Feb 16, 2014

Benchmarked Sort::Maker's each sort style for my specific purpose

I use various internal and external APIs to build my services. An external API returns content something like below:
{
    "status": 1,
    "error_msg": '',
    "result": {
        "foo1": { .... },
        "foo2": { .... },
        "foo3": { .... },
        "foo4": { .... }
    }
}
After retrieving this, I have to sort the result in result.foo1, result.foo2, ..., result.foo100 order. I'm wondering why they don't return this in array, but I must face it as long as the provider is returning values in this way. Although Perl Best Practices insists on using Sort::Maker, I implemented this in my way because this sort wasn't that complicated.

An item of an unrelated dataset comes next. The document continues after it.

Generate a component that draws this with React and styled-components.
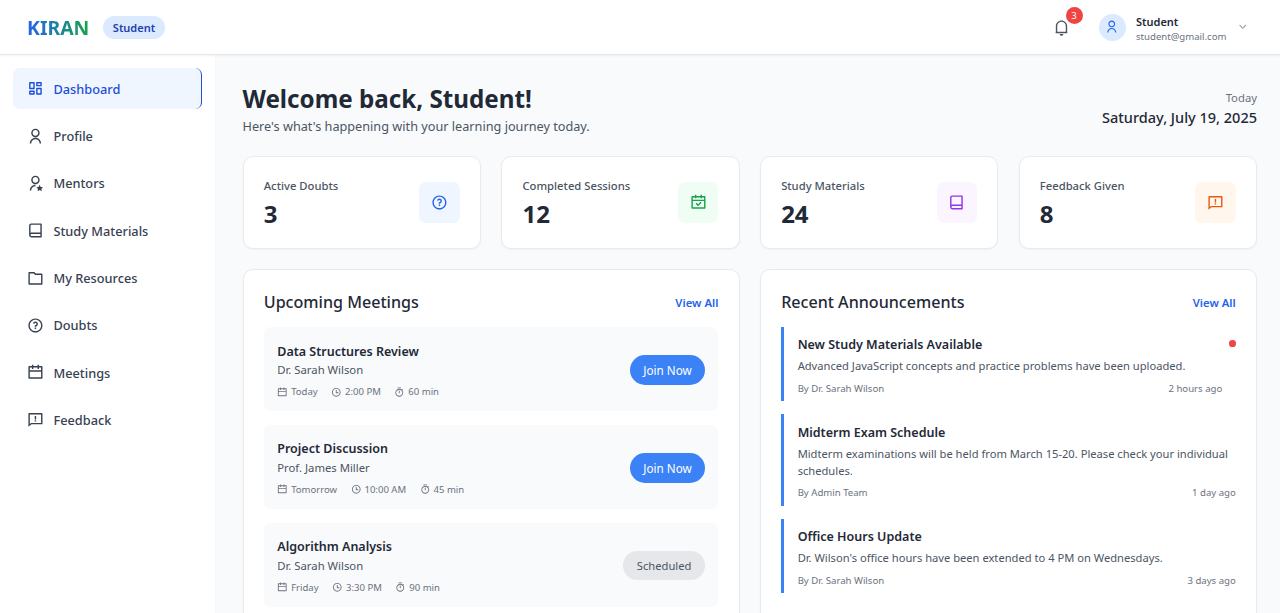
import React from 'react';
import styled, { createGlobalStyle } from 'styled-components';
import {
  RiDashboardLine, RiUserLine, RiUserStarLine, RiBookLine, RiFolderLine, RiQuestionLine,
  RiCalendarLine, RiFeedbackLine, RiNotification4Line, RiArrowDownSLine, RiCalendarCheckLine,
  RiTimeLine, RiTimerLine,
} from 'react-icons/ri';

const GlobalStyle = createGlobalStyle`
  html { font-size: 13.5px; }
  *, *::before, *::after { box-sizing: border-box; }
  body {
    margin: 0;
    height: 613px;
    overflow: hidden;
    background: #f9fafb;
    color: #1f2937;
    font-family: 'Segoe UI', 'Noto Sans', 'Open Sans', sans-serif;
  }
  h1, h2, h3, p { margin: 0; }
  button { font-family: inherit; border: 0; cursor: pointer; }
  svg { flex: none; display: block; }
`;

const Page = styled.div`
  height: 613px;
  display: flex;
  flex-direction: column;
  overflow: hidden;
`;

const Header = styled.header`
  flex: none;
  height: 55px;
  padding: 0 31px 0 27px;
  display: flex;
  align-items: center;
  justify-content: space-between;
  background: #fff;
  border-bottom: 1px solid #e5e7eb;
  box-shadow: 0 1px 2px rgba(0, 0, 0, 0.05);
  position: relative;
`;

const Brand = styled.div`
  display: flex;
  align-items: center;
  gap: 13.5px;
`;

const Logo = styled.span`
  font-size: 19.4px;
  line-height: 27px;
  font-weight: 700;
  background: linear-gradient(to right, #2563eb, #16a34a);
  -webkit-background-clip: text;
  background-clip: text;
  color: transparent;
`;

const RoleBadge = styled.span`
  padding: 1px 10px 0;
  border-radius: 12px;
  background: #dbeafe;
  color: #1e40af;
  font-size: 11px;
  line-height: 22px;
  font-weight: 600;
`;

const Account = styled.div`
  display: flex;
  align-items: center;
`;

const Bell = styled.div`
  position: relative;
  margin-right: 28.5px;
  color: #4b5563;
`;

const BellCount = styled.span`
  position: absolute;
  top: -12px;
  left: 12.5px;
  width: 17px;
  height: 17px;
  border-radius: 50%;
  background: #ef4444;
  color: #fff;
  font-size: 9.5px;
  line-height: 17px;
  text-align: center;
`;

const Avatar = styled.div`
  width: 27px;
  height: 27px;
  margin-right: 10.5px;
  border-radius: 50%;
  display: grid;
  place-items: center;
  background: #dbeafe;
  color: #2563eb;
`;

const AccountText = styled.div`
  width: 99.5px;
  padding-top: 3px;
`;

const AccountName = styled.p`
  font-size: 11px;
  line-height: 16px;
  font-weight: 600;
`;

const AccountMail = styled.p`
  font-size: 9.6px;
  line-height: 13.5px;
  color: #6b7280;
`;

const Body = styled.div`
  flex: 1;
  display: flex;
  min-height: 0;
`;

const Sidebar = styled.nav`
  flex: none;
  width: 216px;
  padding: 13.2px 13.5px 0 13px;
  display: flex;
  flex-direction: column;
  gap: 6.8px;
  background: #fff;
  border-right: 1px solid #f7f8fa;
`;

const NavItem = styled.a`
  flex: none;
  height: 40.5px;
  padding: 0.7px 14px 0 13.8px;
  display: flex;
  align-items: center;
  gap: 9.8px;
  border-radius: 6.75px;
  font-size: 12.75px;
  font-weight: 500;
  color: ${(p) => (p.$active ? '#1d4ed8' : '#374151')};
  background: ${(p) => (p.$active ? '#eff6ff' : 'transparent')};
  border-right: ${(p) => (p.$active ? '1px solid #1d4ed8' : '0')};
`;

const Main = styled.main`
  flex: 1;
  min-width: 0;
  padding: 27px 23px 0 26.5px;
  display: flex;
  flex-direction: column;
  gap: 20.25px;
`;

const Intro = styled.section`
  display: flex;
  align-items: center;
  justify-content: space-between;
`;

const Title = styled.h1`
  font-size: 24.2px;
  line-height: 33px;
  font-weight: 700;
`;

const Subtitle = styled.p`
  padding-top: 2px;
  font-size: 12.7px;
  line-height: 18.75px;
  color: #4b5563;
`;

const DateBlock = styled.div`
  text-align: right;
`;

const DateLabel = styled.p`
  font-size: 11.3px;
  line-height: 17px;
  color: #6b7280;
`;

const DateValue = styled.p`
  font-size: 14.5px;
  line-height: 23px;
  font-weight: 500;
`;

const Stats = styled.section`
  display: grid;
  grid-template-columns: repeat(4, 1fr);
  gap: 20.25px;
`;

const Card = styled.div`
  background: #fff;
  border: 1px solid #e8eaed;
  border-radius: 10px;
  padding: 20.25px;
  box-shadow: 0 1px 2px rgba(0, 0, 0, 0.04);
`;

const StatCard = styled(Card)`
  height: 92.6px;
  display: flex;
  align-items: center;
  justify-content: space-between;
`;

const StatLabel = styled.p`
  font-size: 11.25px;
  line-height: 17px;
  font-weight: 500;
  color: #4b5563;
`;

const StatValue = styled.p`
  margin-top: 4px;
  padding-top: 1px;
  font-size: 24px;
  line-height: 29.4px;
  font-weight: 700;
`;

const StatIcon = styled.div`
  width: 40.5px;
  height: 40.5px;
  border-radius: 6.75px;
  display: grid;
  place-items: center;
  color: ${(p) => p.$color};
  background: ${(p) => p.$tint};
`;

const Panels = styled.section`
  display: grid;
  grid-template-columns: 1fr 1fr;
  gap: 20.25px;
`;

const Panel = styled(Card)`
  height: 380px;
`;

const PanelHead = styled.div`
  display: flex;
  align-items: center;
  justify-content: space-between;
  margin-bottom: 13.2px;
`;

const PanelTitle = styled.h2`
  padding-top: 2px;
  font-size: 16.1px;
  line-height: 21.6px;
  font-weight: 500;
`;

const ViewAll = styled.a`
  padding-top: 1px;
  font-size: 11.3px;
  line-height: 17px;
  font-weight: 600;
  color: #2563eb;
`;

const List = styled.div`
  display: flex;
  flex-direction: column;
  gap: 13.5px;
`;

const MeetingRow = styled.div`
  padding: 14.4px 13.5px 12.6px;
  border-radius: 6.75px;
  background: #f9fafb;
  display: flex;
  align-items: center;
  justify-content: space-between;
`;

const ItemTitle = styled.h3`
  padding-top: 1.4px;
  font-size: 12.5px;
  line-height: 18.85px;
  font-weight: 600;
`;

const ItemText = styled.p`
  font-size: 11.2px;
  line-height: 16.9px;
  color: #4b5563;
`;

const Mentor = styled(ItemText)`
  font-size: 11.3px;
  padding-top: 0.6px;
`;

const MeetingMeta = styled.div`
  margin-top: 6.1px;
  display: flex;
  gap: 13.5px;
`;

const MetaItem = styled.span`
  display: flex;
  align-items: center;
  gap: 3.4px;
  font-size: 9.55px;
  line-height: 13.5px;
  color: #6b7280;
`;

const JoinButton = styled.button`
  height: 30px;
  padding: 0 13.2px;
  border-radius: 15px;
  background: #3b82f6;
  color: #fff;
  font-size: 11.7px;
`;

const ScheduledTag = styled.span`
  padding: 0 13.5px;
  border-radius: 15px;
  background: #e5e7eb;
  color: #4b5563;
  font-size: 11.2px;
  line-height: 29px;
`;

const Announcement = styled.article`
  padding: 7.65px 0 5.85px 13.5px;
  border-left: 3px solid #3b82f6;
  display: flex;
  align-items: flex-start;
`;

const AnnouncementBody = styled.div`
  flex: 1;
`;

const AnnouncementText = styled(ItemText)`
  margin-top: 3.4px;
  font-size: 11.17px;
`;

const AnnouncementMeta = styled.div`
  margin-top: 6.6px;
  display: flex;
  justify-content: space-between;
  font-size: 9.6px;
  line-height: 13.5px;
  color: #6b7280;
`;

const UnreadDot = styled.span`
  flex: none;
  width: 6.75px;
  height: 6.75px;
  margin: 5.85px 0 0 6.75px;
  border-radius: 50%;
  background: #ef4444;
`;

const navItems = [
  { label: 'Dashboard', icon: RiDashboardLine, active: true },
  { label: 'Profile', icon: RiUserLine },
  { label: 'Mentors', icon: RiUserStarLine },
  { label: 'Study Materials', icon: RiBookLine },
  { label: 'My Resources', icon: RiFolderLine },
  { label: 'Doubts', icon: RiQuestionLine },
  { label: 'Meetings', icon: RiCalendarLine },
  { label: 'Feedback', icon: RiFeedbackLine },
];

const stats = [
  { label: 'Active Doubts', value: 3, icon: RiQuestionLine, color: '#2563eb', tint: '#eff6ff' },
  { label: 'Completed Sessions', value: 12, icon: RiCalendarCheckLine, color: '#16a34a', tint: '#f0fdf4' },
  { label: 'Study Materials', value: 24, icon: RiBookLine, color: '#9333ea', tint: '#faf5ff' },
  { label: 'Feedback Given', value: 8, icon: RiFeedbackLine, color: '#ea580c', tint: '#fff7ed' },
];

const meetings = [
  { title: 'Data Structures Review', mentor: 'Dr. Sarah Wilson', day: 'Today', time: '2:00 PM', length: '60 min', open: true },
  { title: 'Project Discussion', mentor: 'Prof. James Miller', day: 'Tomorrow', time: '10:00 AM', length: '45 min', open: true },
  { title: 'Algorithm Analysis', mentor: 'Dr. Sarah Wilson', day: 'Friday', time: '3:30 PM', length: '90 min', open: false },
];

const announcements = [
  { title: 'New Study Materials Available', text: 'Advanced JavaScript concepts and practice problems have been uploaded.', by: 'By Dr. Sarah Wilson', when: '2 hours ago', unread: true },
  { title: 'Midterm Exam Schedule', text: 'Midterm examinations will be held from March 15-20. Please check your individual schedules.', by: 'By Admin Team', when: '1 day ago' },
  { title: 'Office Hours Update', text: "Dr. Wilson's office hours have been extended to 4 PM on Wednesdays.", by: 'By Dr. Sarah Wilson', when: '3 days ago' },
];

export default function App() {
  return (
    <Page>
      <GlobalStyle />
      <Header>
        <Brand>
          <Logo>KIRAN</Logo>
          <RoleBadge>Student</RoleBadge>
        </Brand>
        <Account>
          <Bell>
            <RiNotification4Line size={17} />
            <BellCount>3</BellCount>
          </Bell>
          <Avatar><RiUserLine size={13.5} /></Avatar>
          <AccountText>
            <AccountName>Student</AccountName>
            <AccountMail>student@gmail.com</AccountMail>
          </AccountText>
          <RiArrowDownSLine size={13.5} color="#9ca3af" />
        </Account>
      </Header>
      <Body>
        <Sidebar>
          {navItems.map(({ label, icon: Icon, active }) => (
            <NavItem key={label} $active={active}>
              <Icon size={16.875} />
              {label}
            </NavItem>
          ))}
        </Sidebar>
        <Main>
          <Intro>
            <div>
              <Title>Welcome back, Student!</Title>
              <Subtitle>Here's what's happening with your learning journey today.</Subtitle>
            </div>
            <DateBlock>
              <DateLabel>Today</DateLabel>
              <DateValue>Saturday, July 19, 2025</DateValue>
            </DateBlock>
          </Intro>
          <Stats>
            {stats.map(({ label, value, icon: Icon, color, tint }) => (
              <StatCard key={label}>
                <div>
                  <StatLabel>{label}</StatLabel>
                  <StatValue>{value}</StatValue>
                </div>
                <StatIcon $color={color} $tint={tint}><Icon size={16.875} /></StatIcon>
              </StatCard>
            ))}
          </Stats>
          <Panels>
            <Panel>
              <PanelHead>
                <PanelTitle>Upcoming Meetings</PanelTitle>
                <ViewAll>View All</ViewAll>
              </PanelHead>
              <List>
                {meetings.map((m) => (
                  <MeetingRow key={m.title}>
                    <div>
                      <ItemTitle>{m.title}</ItemTitle>
                      <Mentor>{m.mentor}</Mentor>
                      <MeetingMeta>
                        <MetaItem><RiCalendarLine size={10.5} />{m.day}</MetaItem>
                        <MetaItem><RiTimeLine size={10.5} />{m.time}</MetaItem>
                        <MetaItem><RiTimerLine size={10.5} />{m.length}</MetaItem>
                      </MeetingMeta>
                    </div>
                    {m.open ? <JoinButton>Join Now</JoinButton> : <ScheduledTag>Scheduled</ScheduledTag>}
                  </MeetingRow>
                ))}
              </List>
            </Panel>
            <Panel>
              <PanelHead>
                <PanelTitle>Recent Announcements</PanelTitle>
                <ViewAll>View All</ViewAll>
              </PanelHead>
              <List>
                {announcements.map((a) => (
                  <Announcement key={a.title}>
                    <AnnouncementBody>
                      <ItemTitle>{a.title}</ItemTitle>
                      <AnnouncementText>{a.text}</AnnouncementText>
                      <AnnouncementMeta>
                        <span>{a.by}</span>
                        <span>{a.when}</span>
                      </AnnouncementMeta>
                    </AnnouncementBody>
                    {a.unread && <UnreadDot />}
                  </Announcement>
                ))}
              </List>
            </Panel>
          </Panels>
        </Main>
      </Body>
    </Page>
  );
}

my %tmp_cache; # for orcish maneuver
my @sorted_keys = sort {
    ( $tmp_cache{$a} //= $a =~ s/\A foo(\d+) \z/$1/xr ) <=>
    ( $tmp_cache{$b} //= $b =~ s/\A foo(\d+) \z/$1/xr )

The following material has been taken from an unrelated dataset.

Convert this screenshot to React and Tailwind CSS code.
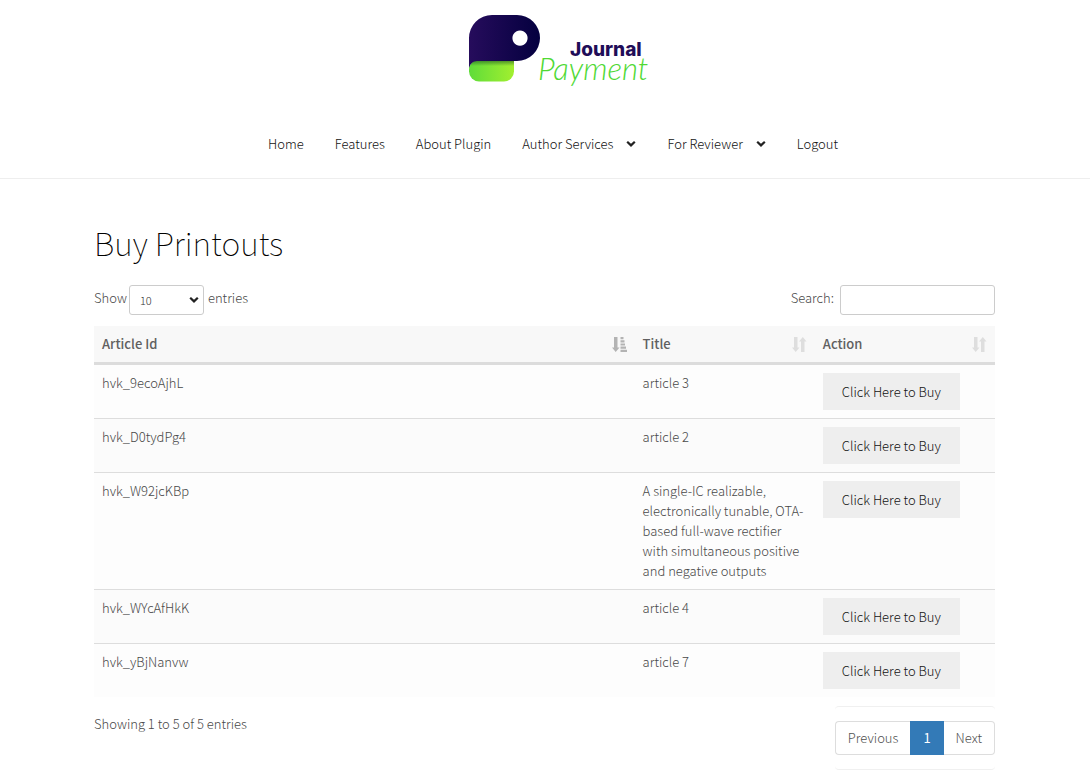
import React from "react";

const navItems = [
  { label: "Home" },
  { label: "Features" },
  { label: "About Plugin" },
  { label: "Author Services", menu: true },
  { label: "For Reviewer", menu: true },
  { label: "Logout" },
];

const articles = [
  { id: "hvk_9ecoAjhL", title: "article 3" },
  { id: "hvk_D0tydPg4", title: "article 2" },
  {
    id: "hvk_W92jcKBp",
    title:
      "A single-IC realizable, electronically tunable, OTA-based full-wave rectifier with simultaneous positive and negative outputs",
  },
  { id: "hvk_WYcAfHkK", title: "article 4" },
  { id: "hvk_yBjNanvw", title: "article 7" },
];

function Logo() {
  return (
    <svg width="182" height="76" viewBox="0 0 182 76" role="img" aria-label="Journal Payment">
      <defs>
        <linearGradient id="navy" x1="0" x2="1">
          <stop offset="0" stopColor="#260c5c" />
          <stop offset="1" stopColor="#04003f" />
        </linearGradient>
        <linearGradient id="lime" x1="0" x2="1">
          <stop offset="0" stopColor="#5fdc3a" />
          <stop offset="1" stopColor="#a2ef2f" />
        </linearGradient>
        <linearGradient id="shade" x1="0" x2="0" y1="0" y2="1">
          <stop offset="0" stopColor="#174a20" stopOpacity="0.65" />
          <stop offset="1" stopColor="#174a20" stopOpacity="0" />
        </linearGradient>
      </defs>
      <path d="M1 55a9 9 0 0 1 9-9H46V57.500a10 10 0 0 1-10 10H11a10 10 0 0 1-10-10Z" fill="url(#lime)" />
      <path d="M3 49.500Q5.500 46 10 46H46v6H3Z" fill="url(#shade)" />
      <path
        fillRule="evenodd"
        d="M24 1H49a23 23 0 0 1 0 46H9q-6 0-8 7V24A23 23 0 0 1 24 1Zm28 15.500a7.600 7.600 0 1 0 .01 0Z"
        fill="url(#navy)"
      />
      <text x="102" y="42" className="font-['Inter'] text-[19px] font-extrabold" fill="#1f0d58">
        Journal
      </text>
      <text x="70" y="66" className="font-['Lato'] text-[31px] font-light italic" fill="#4fd934">
        Payment
      </text>
    </svg>
  );
}

function Caret() {
  return (
    <svg width="10" height="8" viewBox="0 0 10 8" aria-hidden="true">
      <path d="M1.200 1.700 5 5.400 8.800 1.700" fill="none" stroke="#222" strokeWidth="2.200" />
    </svg>
  );
}

function SortIcon({ active }) {
  return (
    <svg
      width="15"
      height="15"
      viewBox="0 0 15 15"
      className={active ? "text-[#b3b3b3]" : "text-[#dedede]"}
      fill="currentColor"
      aria-hidden="true"
    >
      <path d="M2 0h3.500v10.500H7.500L3.700 15 0 10.500h2Z" />
      {active ? (
        <path d="M8.500 0h3v2.200h-3ZM8.500 3.200h4v2.200h-4ZM8.500 6.400h4.500v2.200H8.500ZM8.500 9.600h5.500v2.200H8.500ZM8.500 12.800h6.500V15H8.500Z" />
      ) : (
        <path d="M9 15h3.500V4.500H14.500L10.800 0 7 4.500H9Z" />
      )}
    </svg>
  );
}

function HeaderCell({ children, active, width }) {
  return (
    <th scope="col" className={`border-b-[3px] border-[#dcdcdc] px-2 py-0 text-left font-medium text-[#606060] ${width}`}>
      <div className="flex h-9 items-center justify-between">
        {children}
        <SortIcon active={active} />
      </div>
    </th>
  );
}

export default function App() {
  return (
    <div className="bg-white font-['Noto_Sans_CJK_SC',sans-serif] text-[13px] leading-5 font-light text-[#484848]">
      <header className="flex flex-col items-center border-b border-[#eeeeee] pt-3.5 pb-6">
        <a href="#home" className="ml-7">
          <Logo />
        </a>
        <nav aria-label="Main" className="mt-11 ml-4">
          <ul className="flex gap-[31px] text-[#111]">
            {navItems.map((item) => (
              <li key={item.label}>
                <a href="#nav" className="flex items-center gap-[13px] whitespace-nowrap">
                  {item.label}
                  {item.menu && <Caret />}
                </a>
              </li>
            ))}
          </ul>
        </nav>
      </header>

      <main className="mx-auto max-w-[1170px] pt-[38px] pr-[95px] pl-[94px]">
        <h1 className="text-[32px] leading-[50px] font-thin text-black">Buy Printouts</h1>

        <div className="mt-[18px] flex items-start justify-between">
          <div className="flex items-center gap-[2px]">
            <label htmlFor="length" className="pb-1">Show</label>
            <span className="relative flex items-center">
              <select
                id="length"
                defaultValue="10"
                className="h-[30px] w-[75px] appearance-none rounded-[3px] border border-[#ccc] bg-white pl-2.5 text-[11px] text-[#333]"
              >
                <option>10</option>
                <option>25</option>
                <option>50</option>
                <option>100</option>
              </select>
              <span className="pointer-events-none absolute right-[5px]">
                <Caret />
              </span>
            </span>
            <span className="pb-1 pl-0.5">entries</span>
          </div>
          <div className="flex items-center gap-1.5">
            <label htmlFor="search" className="pb-1">Search:</label>
            <input id="search" type="search" className="h-[30px] w-[155px] rounded-[3px] border border-[#ccc] bg-white px-2.5" />
          </div>
        </div>

        <table className="mt-[11px] w-full table-fixed border-separate border-spacing-0">
          <thead className="bg-[#f8f8f8]">
            <tr>
              <HeaderCell active width="w-[60%]">Article Id</HeaderCell>
              <HeaderCell width="w-[20%]">Title</HeaderCell>
              <HeaderCell width="w-[20%]">Action</HeaderCell>
            </tr>
          </thead>
          <tbody className="bg-[#fdfdfd] [&>tr:nth-child(even)]:bg-[#fbfbfb] [&>tr:not(:first-child)>td]:border-t [&>tr>td]:border-[#dddddd]">
            {articles.map((a) => (
              <tr key={a.id} className="align-top">
                <td className="p-2">{a.id}</td>
                <td className="p-2">{a.title}</td>
                <td className="p-2">
                  <button type="button" className="block h-[37px] bg-[#eeeeee] px-[19px] whitespace-nowrap text-[#111]">
                    Click Here to Buy
                  </button>
                </td>
              </tr>
            ))}
          </tbody>
        </table>

        <div className="flex items-start justify-between pt-[9px]">
          <p className="pt-2">Showing 1 to 5 of 5 entries</p>
          <ul className="flex rounded border-y border-[#f0f0f0] py-3.5">
            <li>
              <button type="button" className="h-[34px] rounded-l border border-r-0 border-[#ddd] px-3 text-[#505050]">Previous</button>
            </li>
            <li>
              <button type="button" aria-current="page" className="h-[34px] bg-[#337ab7] px-[13px] font-normal text-white">1</button>
            </li>
            <li>
              <button type="button" className="h-[34px] rounded-r border border-l-0 border-[#ddd] px-3 text-[#505050]">Next</button>
            </li>
          </ul>
        </div>
      </main>
    </div>
  );
}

} keys %{ $content->{result} };

# then sorted results are stored in stash to be displayed
$c->stash->{results} = [ map { $content->{result}->{$_} } @sorted_keys ];
Today, I benchmarked each sort type provided by Sort::Maker and found that using Sort::Maker was much faster. The code is as below. It was a bit surprising that my original method with orcish maneuver is13% slower than Sort::Maker's one with orcish maneuver. Needless to say, other sort types are much faster. So my conclusion is that even relatively simple sort should be implemented with Sort::Maker to increase readability, maintenancibility and performance.